(no subject)

Dec 05, 2005 20:34

I forgot just how good it feels to be in your arms, and how good it feels to be loved the way you love me. It wasn't a mistake and I hope we don't regret it. It was the way I always wanted it to be, and you were the man I fell in love with. I don't know what happened, or how we changed, or why it turned out this way. I know that you're the person you used to be, the one I longed to hold onto because I knew that even when you're mine I can't keep you for myself, it was what I fell for in the first place. I'm sorry I cried when you kissed me, believe me it felt good. I don't know where either of us are going, but I don't care right now, we were the way we should have always been, and I knew that I was all you saw, all you felt, and all you thought last night, I was your world. You know I hate to share you, but if that's what I have to do to keep you the way you are then so be it, because you are the you that I want, that I crave, and that I missed so very much.

Maybe I just didn't get that you changed for me, but I wish you hadn't, I wish I could have let you understand how much I love you the way you are, and I wish you could be mine and be you at the same time, I wish I could be me too and be yours. I don't want to be someone's housewife, and I don't want it to be boring, or the same old same old, all the time. I take comfort in all of that but it sucks the life out of people.

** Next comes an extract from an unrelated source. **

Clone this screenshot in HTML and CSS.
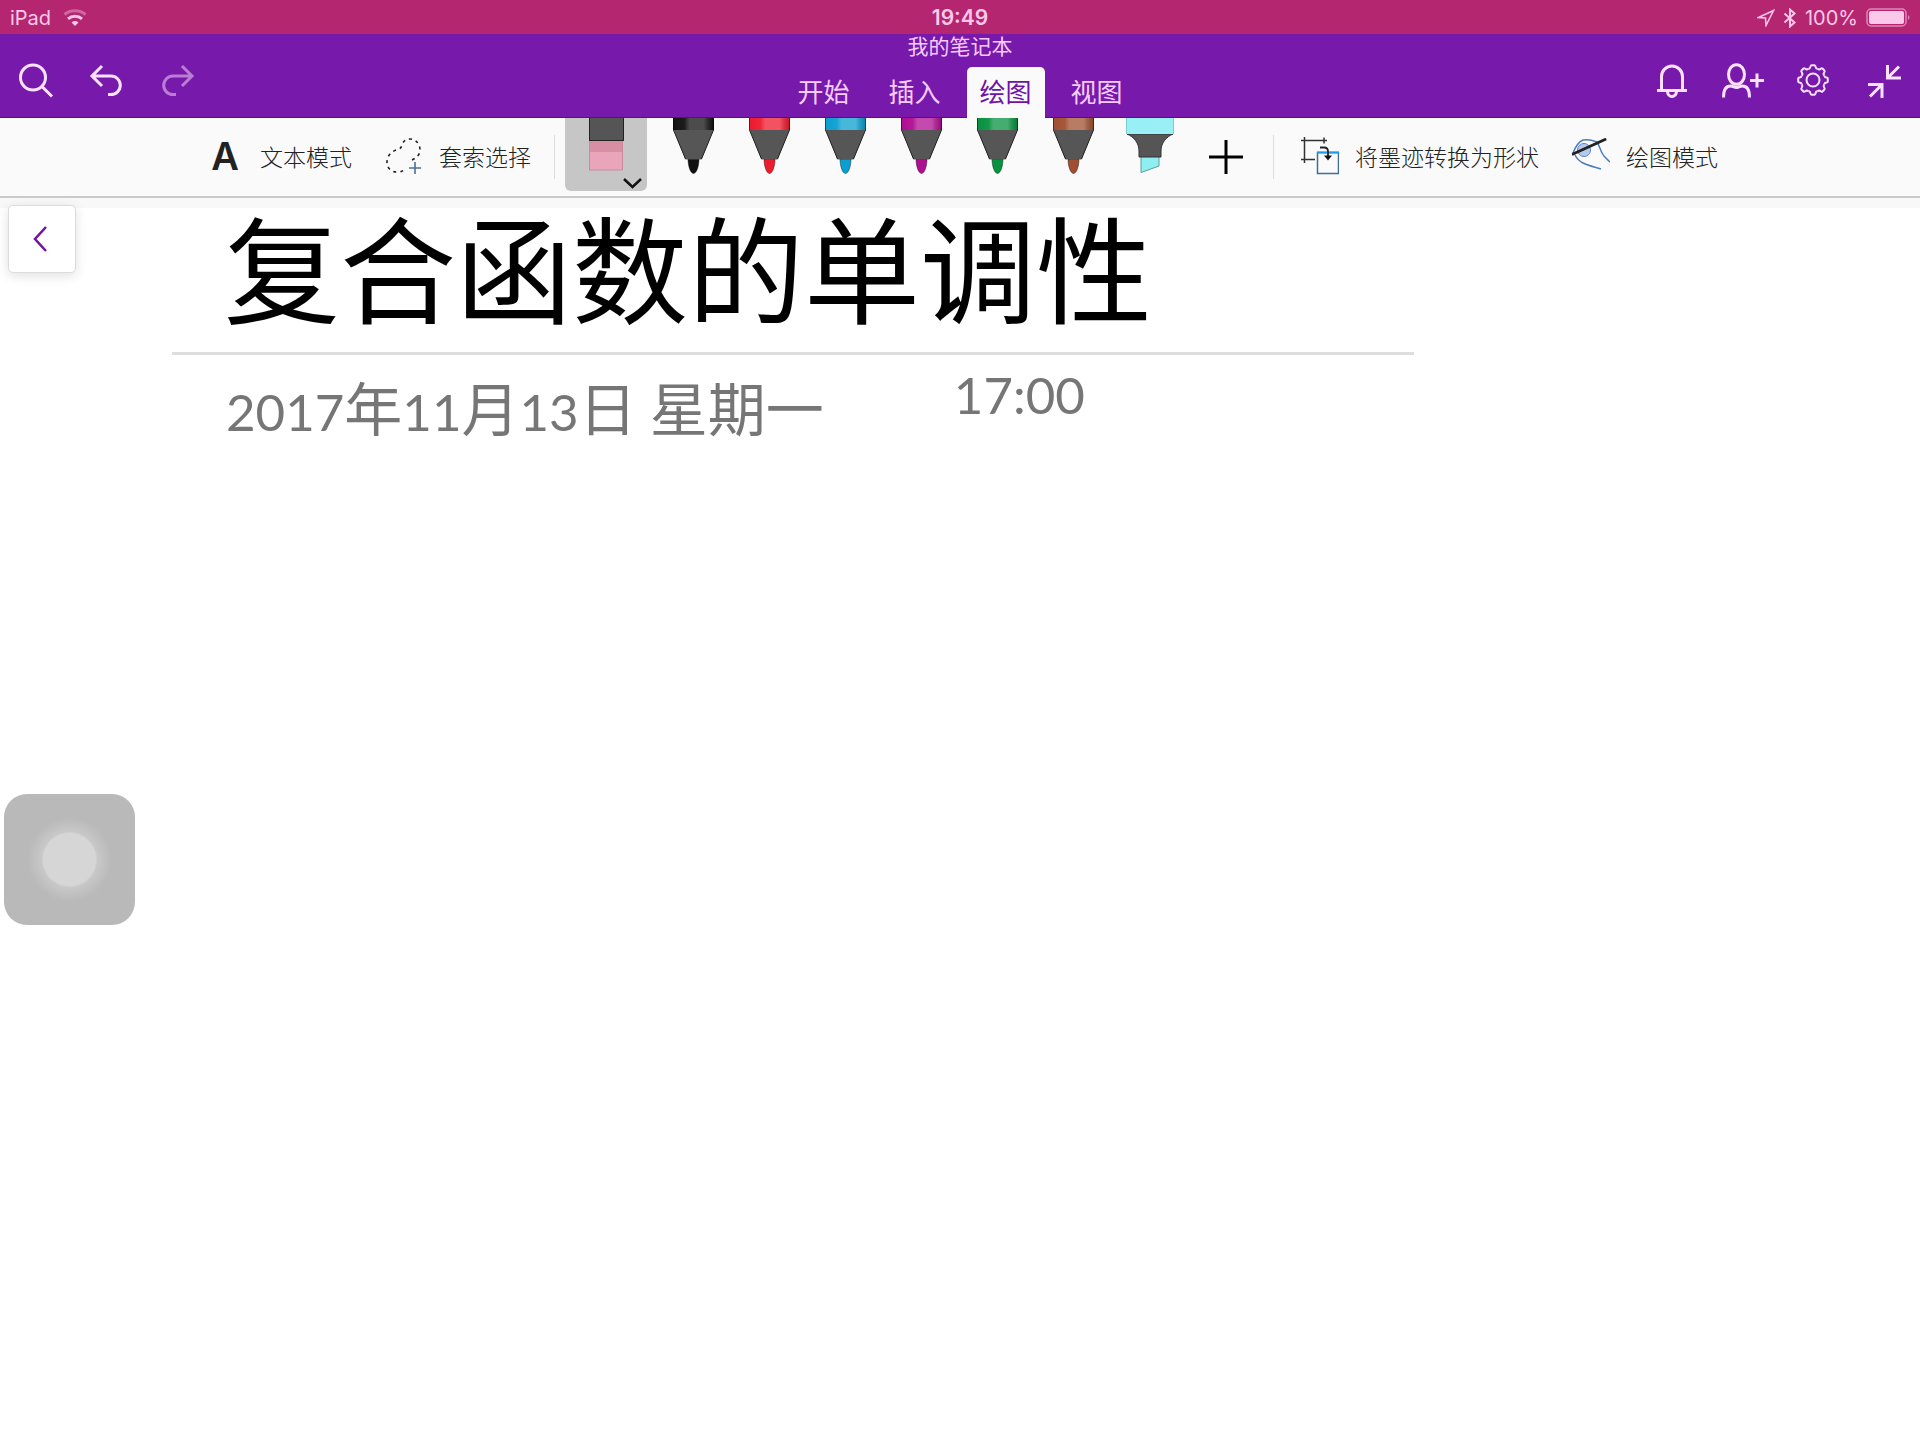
FILE: index.html
```
<!DOCTYPE html>
<html lang="zh-CN">
<head>
  <meta charset="UTF-8">
  <meta name="viewport" content="width=device-width, initial-scale=1.0">
  <title>我的笔记本</title>
  <link rel="stylesheet" href="styles.css">
</head>
<body>
  <svg class="defs" aria-hidden="true">
    <defs>
      <linearGradient id="shine">
        <stop offset="0" stop-color="#fff" stop-opacity="0"/>
        <stop offset="0.28" stop-color="#fff" stop-opacity="0.05"/>
        <stop offset="0.4" stop-color="#fff" stop-opacity="0.25"/>
        <stop offset="0.75" stop-color="#fff" stop-opacity="0.25"/>
        <stop offset="1" stop-color="#000" stop-opacity="0.15"/>
      </linearGradient>
      <symbol id="pen" viewBox="0 0 42 56">
        <path d="M15 41h11c0 6-2 14.500-5.500 14.500S15 47 15 41z" fill="currentColor" stroke="#000" stroke-opacity="0.4"/>
        <path d="M.5 12h40L28.500 41.500h-16z" fill="#565656"/>
        <path d="M.5 12l12 29M40.500 12l-12 29" stroke="#222" fill="none"/>
        <path d="M0 0h41v12H0z" fill="currentColor"/>
        <path d="M0 0h41v12H0z" fill="url(#shine)"/>
        <path d="M.5 0v12M40.500 0v12" stroke="#000" stroke-opacity="0.5"/>
      </symbol>
      <path id="tooth" d="M11.400 4.900Q13.300 4.500 13.500 2.500Q13.600 1.300 14.600 1.200H17.400Q18.400 1.300 18.500 2.500Q18.700 4.500 20.600 4.900"/>
    </defs>
  </svg>

  <div class="status">
    <div class="status-left">
      <span>iPad</span>
      <svg width="24" height="18" viewBox="0 0 24 18" fill="none" stroke="currentColor" stroke-width="3">
        <path d="M1.500 5.500C7.500.5 16.500.5 22.500 5.500" stroke-opacity="0.4"/>
        <path d="M5 9.800c4-3.500 10-3.500 14 0"/>
        <path d="M8.500 13.500Q12 10.600 15.500 13.500L12 17z" fill="currentColor" stroke="none"/>
      </svg>
    </div>
    <b class="clock">19:49</b>
    <div class="status-right">
      <svg width="18" height="18" viewBox="0 0 18 18" fill="none" stroke="currentColor" stroke-width="1.500"><path d="M16.500 1.500L1.500 8.500L8.500 9L9 16.500z"/></svg>
      <svg width="14" height="20" viewBox="0 0 14 20" fill="none" stroke="currentColor" stroke-width="2"><path d="M1.500 5.500l10 9L7 18.500v-17l4.500 4-10 9"/></svg>
      <span>100%</span>
      <svg width="44" height="20" viewBox="0 0 44 20">
        <rect x="1" y="1" width="39" height="17" rx="4" fill="none" stroke="currentColor" stroke-opacity="0.6" stroke-width="1.500"/>
        <rect x="3" y="3" width="35" height="13" rx="2" fill="currentColor"/>
        <path d="M42 7q3 2.500 0 5z" fill="currentColor" fill-opacity="0.6"/>
      </svg>
    </div>
  </div>

  <header>
    <div class="actions">
      <button aria-label="搜索">
        <svg width="36" height="36" viewBox="0 0 36 36"><circle cx="15" cy="14.500" r="12.500"/><path d="M24 23.500L34 33.500"/></svg>
      </button>
      <button aria-label="撤消">
        <svg width="36" height="36" viewBox="0 0 36 36"><path d="M13 3L3 13l10 10M3 13h19a9.300 9.300 0 0 1 0 18.600h-3"/></svg>
      </button>
      <button aria-label="恢复" disabled>
        <svg width="36" height="36" viewBox="0 0 36 36"><path d="M22 3l10 10-10 10M32 13H13a9.300 9.300 0 0 0 0 18.600h3"/></svg>
      </button>
    </div>
    <div class="center">
      <span class="notebook">我的笔记本</span>
      <nav>
        <a href="#home">开始</a>
        <a href="#insert">插入</a>
        <a href="#draw" class="active">绘图</a>
        <a href="#view">视图</a>
      </nav>
    </div>
    <div class="actions right">
      <button aria-label="通知">
        <svg width="32" height="34" viewBox="0 0 32 34"><path d="M5.500 26V12.500a10.500 10.500 0 0 1 21 0V26M1 26.500h30M11.500 27.500a4.500 5 0 0 0 9 0"/></svg>
      </button>
      <button aria-label="共享">
        <svg width="44" height="36" viewBox="0 0 44 36"><ellipse cx="15.500" cy="11.500" rx="8" ry="9.800"/><path d="M2.500 34.500c0-7 2.500-11.500 7-11.500 3 0 3 1.500 6 1.500s3-1.500 6-1.500c4.500 0 7 4.500 7 11.500M29 17.500h14M36 10.500v14"/></svg>
      </button>
      <button aria-label="设置">
        <svg class="thin" width="34" height="34" viewBox="0 0 34 34">
          <use href="#tooth"/>
          <use href="#tooth" transform="rotate(45 16 16)"/>
          <use href="#tooth" transform="rotate(90 16 16)"/>
          <use href="#tooth" transform="rotate(135 16 16)"/>
          <use href="#tooth" transform="rotate(180 16 16)"/>
          <use href="#tooth" transform="rotate(225 16 16)"/>
          <use href="#tooth" transform="rotate(270 16 16)"/>
          <use href="#tooth" transform="rotate(315 16 16)"/>
          <circle cx="16" cy="16" r="6.500"/>
        </svg>
      </button>
      <button aria-label="退出全屏">
        <svg width="36" height="36" viewBox="0 0 36 36"><path d="M20.500 2v13H34M21.500 14L32 3.500M1 21.500h14V35M14 22.500L3 33.500"/></svg>
      </button>
    </div>
  </header>

  <div class="toolbar">
    <button class="tool"><span class="letter">A</span>文本模式</button>
    <button class="tool">
      <svg width="38" height="38" viewBox="0 0 38 38" fill="none">
        <path d="M27 23c4-2 8-5 8-10 0-6-4-11-10-11-5 0-7 3-8 6-1 4-3 4-6 5-5 2-9 6-9 12 0 7 5 10 10 10 4 0 6-1 8-3" stroke="#222" stroke-width="1.600" stroke-dasharray="3 4"/>
        <path d="M30 25v12M24 31h12" stroke="#4d7193" stroke-width="1.600"/>
      </svg>套索选择
    </button>
    <span class="sep"></span>
    <button class="eraser" aria-label="橡皮擦">
      <svg width="82" height="73" viewBox="0 0 82 73">
        <path d="M24 22h34v30H24z" fill="#e9a6ba"/>
        <path d="M24 22h34v12H24z" fill="#d88ea3"/>
        <path d="M24.500 22v30h33V22" fill="none" stroke="#c98b9c"/>
        <path d="M24 0h35v23H24z" fill="#555"/>
        <path d="M24.500 0v22.500h34V0" fill="none" stroke="#222"/>
        <path d="M59 61l8.500 8 8.500-8" fill="none" stroke="#111" stroke-width="2.500"/>
      </svg>
    </button>
    <button class="pen black" aria-label="黑色笔"><svg width="42" height="56"><use href="#pen"/></svg></button>
    <button class="pen red" aria-label="红色笔"><svg width="42" height="56"><use href="#pen"/></svg></button>
    <button class="pen blue" aria-label="蓝色笔"><svg width="42" height="56"><use href="#pen"/></svg></button>
    <button class="pen purple" aria-label="紫色笔"><svg width="42" height="56"><use href="#pen"/></svg></button>
    <button class="pen green" aria-label="绿色笔"><svg width="42" height="56"><use href="#pen"/></svg></button>
    <button class="pen brown" aria-label="棕色笔"><svg width="42" height="56"><use href="#pen"/></svg></button>
    <button class="pen" aria-label="荧光笔">
      <svg width="48" height="56" viewBox="0 0 48 56">
        <path d="M15 38h18v10L15 54.500z" fill="#8eeef0"/>
        <path d="M15 38v16.500L33 48V38" fill="none" stroke="#5f9c9e"/>
        <path d="M1 16h46c-7 3-12 9-12 17v6H13v-6C13 25 8 19 1 16z" fill="#555" stroke="#333"/>
        <path d="M0 0h48v16H0z" fill="#98eff5"/>
        <path d="M.5 0v16M47.500 0v16" stroke="#7ccdd2"/>
      </svg>
    </button>
    <button class="pen add" aria-label="添加笔">
      <svg width="34" height="34" viewBox="0 0 34 34"><path d="M17 0v34M0 17h34" stroke="#000" stroke-width="3"/></svg>
    </button>
    <span class="sep"></span>
    <button class="tool">
      <svg width="38" height="38" viewBox="0 0 38 38" fill="none">
        <path d="M3.500 0v26M0 3.500h26M23 .5v6M0 22.500h14" stroke="#333" stroke-width="1.500"/>
        <rect x="16.500" y="15.500" width="21" height="21" stroke="#3a6d9e" stroke-width="1.500"/>
        <path d="M16 15.500h22" stroke="#1b9cf0" stroke-width="2"/>
        <path d="M19 10.500h4q4 0 4 4v5" stroke="#222" stroke-width="1.800"/>
        <path d="M23 18.500h8l-4 5z" fill="#111"/>
      </svg>将墨迹转换为形状
    </button>
    <button class="tool">
      <svg width="38" height="38" viewBox="0 0 38 38" fill="none">
        <circle cx="12" cy="13" r="6.500" fill="#b5cbea" stroke="#5a82c8"/>
        <path d="M1 16C3 11 6 5 11 3c5-1 9 0 14 2 2 3 3 7 5 11s5 6 8 9M3 18c2 4 4 6 8 8 6 3 12 4 18 6" stroke="#4a7cc0" stroke-width="1.500"/>
        <path d="M1 17L33 2.500" stroke="#222" stroke-width="3" stroke-linecap="round"/>
      </svg>绘图模式
    </button>
  </div>

  <main>
    <button class="back" aria-label="返回">
      <svg width="16" height="28" viewBox="0 0 16 28"><path d="M14 2L3 14l11 12" fill="none" stroke="#7012a8" stroke-width="2.500"/></svg>
    </button>
    <article class="note">
      <h1>复合函数的单调性</h1>
      <div class="meta">
        <span class="date"><i>2017</i>年<i>11</i>月<i>13</i>日<i> </i>星期一</span>
        <span class="time">17:00</span>
      </div>
    </article>
  </main>

  <button class="assistive" aria-label="AssistiveTouch"></button>
</body>
</html>
```
FILE: styles.css
```
* {
  box-sizing: border-box;
}
body {
  margin: 0;
  min-height: 100vh;
  background: #fff;
  font-family: Inter, "Noto Sans CJK SC", sans-serif;
}
button {
  border: none;
  padding: 0;
  background: none;
  color: inherit;
  font: inherit;
}
svg {
  display: block;
  flex: none;
}
.defs {
  position: absolute;
  width: 0;
  height: 0;
}

/* status bar */
.status {
  display: grid;
  grid-template-columns: 1fr auto 1fr;
  align-items: center;
  height: 34px;
  padding: 1px 10px 0 10px;
  background: #b4266f;
  color: #fbc8ea;
  font-size: 20px;
}
.status-left,
.status-right {
  display: flex;
  align-items: center;
  gap: 12px;
}
.status-right {
  justify-content: flex-end;
  gap: 8px;
}
.clock {
  font-size: 21px;
  font-weight: 600;
}

/* header */
header {
  display: grid;
  grid-template-columns: 1fr auto 1fr;
  height: 84px;
  background: #7719aa;
  border-bottom: 1px solid #6a0098;
  color: #fbe2ff;
}
.actions {
  display: flex;
  padding-top: 10px;
}
.actions.right {
  justify-content: flex-end;
}
.actions button {
  display: flex;
  align-items: center;
  justify-content: center;
  width: 71px;
}
.actions button:disabled {
  opacity: 0.5;
}
.actions svg {
  fill: none;
  stroke: currentColor;
  stroke-width: 3;
}
.actions .thin {
  stroke-width: 2;
}
.center {
  display: flex;
  flex-direction: column;
  align-items: center;
  justify-content: space-between;
  color: #f6ccff;
}
.notebook {
  font-size: 21px;
  line-height: 26px;
}
nav {
  display: flex;
  gap: 13px;
  margin-bottom: -1px;
}
nav a {
  width: 78px;
  font-size: 26px;
  line-height: 51px;
  text-align: center;
  text-decoration: none;
  color: inherit;
}
nav .active {
  background: #fafafa;
  border-radius: 5px 5px 0 0;
  color: #7012a8;
}

/* drawing tools */
.toolbar {
  display: flex;
  justify-content: center;
  height: 80px;
  padding-left: 4px;
  background: #fafafa;
  border-bottom: 2px solid #cacaca;
}
.tool {
  display: flex;
  align-items: center;
  gap: 16px;
  padding-bottom: 2px;
  color: #222;
  font-size: 23px;
  font-weight: 300;
  white-space: nowrap;
}
.tool + .tool {
  margin-left: 33px;
}
.letter {
  width: 38px;
  font-size: 38px;
  font-weight: 600;
  text-align: center;
}
.sep {
  width: 1px;
  height: 44px;
  margin: 17px 10px 0 23px;
  background: #dcdcdc;
}
.eraser {
  width: 82px;
  height: 73px;
  margin-right: 9px;
  border-radius: 0 0 6px 6px;
  background: #c6c6c6;
}
.pen {
  display: flex;
  justify-content: center;
  align-items: flex-start;
  width: 76px;
}
.black { color: #111; }
.red { color: #ee1a2e; }
.blue { color: #0a9fd0; }
.purple { color: #b00d92; }
.green { color: #07923f; }
.brown { color: #a04f30; }
.add {
  align-items: center;
}
.add + .sep {
  margin: 17px 27px 0 9px;
}

/* page */
main {
  position: relative;
  border-top: 10px solid #f8f8f8;
}
.back {
  position: absolute;
  top: -3px;
  left: 8px;
  display: flex;
  align-items: center;
  justify-content: center;
  width: 68px;
  height: 68px;
  padding-right: 4px;
  border: 1px solid #dcdcdc;
  border-radius: 5px;
  background: #fff;
  box-shadow: 0 3px 12px rgba(0, 0, 0, 0.12);
}
.note {
  width: 1242px;
  max-width: calc(100% - 172px);
  margin-left: 172px;
}
h1 {
  margin: 0;
  padding: 0 0 32px 52px;
  border-bottom: 3px solid #dedede;
  font-family: "Noto Sans CJK SC", sans-serif;
  font-size: 116px;
  font-weight: 400;
  line-height: 112px;
  color: #000;
}
.meta {
  display: flex;
  align-items: flex-start;
  gap: 130px;
  padding: 8px 0 0 54px;
  color: #767676;
  font-family: Lato, "Noto Sans CJK SC", sans-serif;
}
.date {
  padding-top: 6px;
  font-size: 58px;
  line-height: 80px;
}
.date i {
  font-size: 51px;
  font-style: normal;
}
.time {
  font-size: 51px;
  line-height: 64px;
}

.assistive {
  position: fixed;
  top: 794px;
  left: 4px;
  width: 131px;
  height: 131px;
  border-radius: 23px;
  background: radial-gradient(circle, #d6d6d6 26px, #c8c8c8 28px, #b9b9b9 42px);
}
```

We did things we'd never done before, or never done the way we did them, and it was amazing, it was the kind of night I dreamed about having with you since we met, and you didn't let me down. you didn't judge me and I didn't feel like the whore I used to feel like. People have opened my eyes, and I'm glad and I'm happy, and I still miss you, I always will, because I love you. All the blandness was gone, and all I wanted to do was make you feel good, it was the best feeling in the world. Ah babe you are the greatest, and even if you're never mine I'll always know that I was yours and I'll always know that I was all you wanted once, all you needed once, and all you ever could have wished for.

I nope neither of us are ever the people we turned into again, I am happy and I feel so free of every little stupid misconception I ever felt when we were together, and I felt like we were on fire, it was all I ever hoped for. Thanks, somehow you always have a way of making me feel so good even if you're not mine.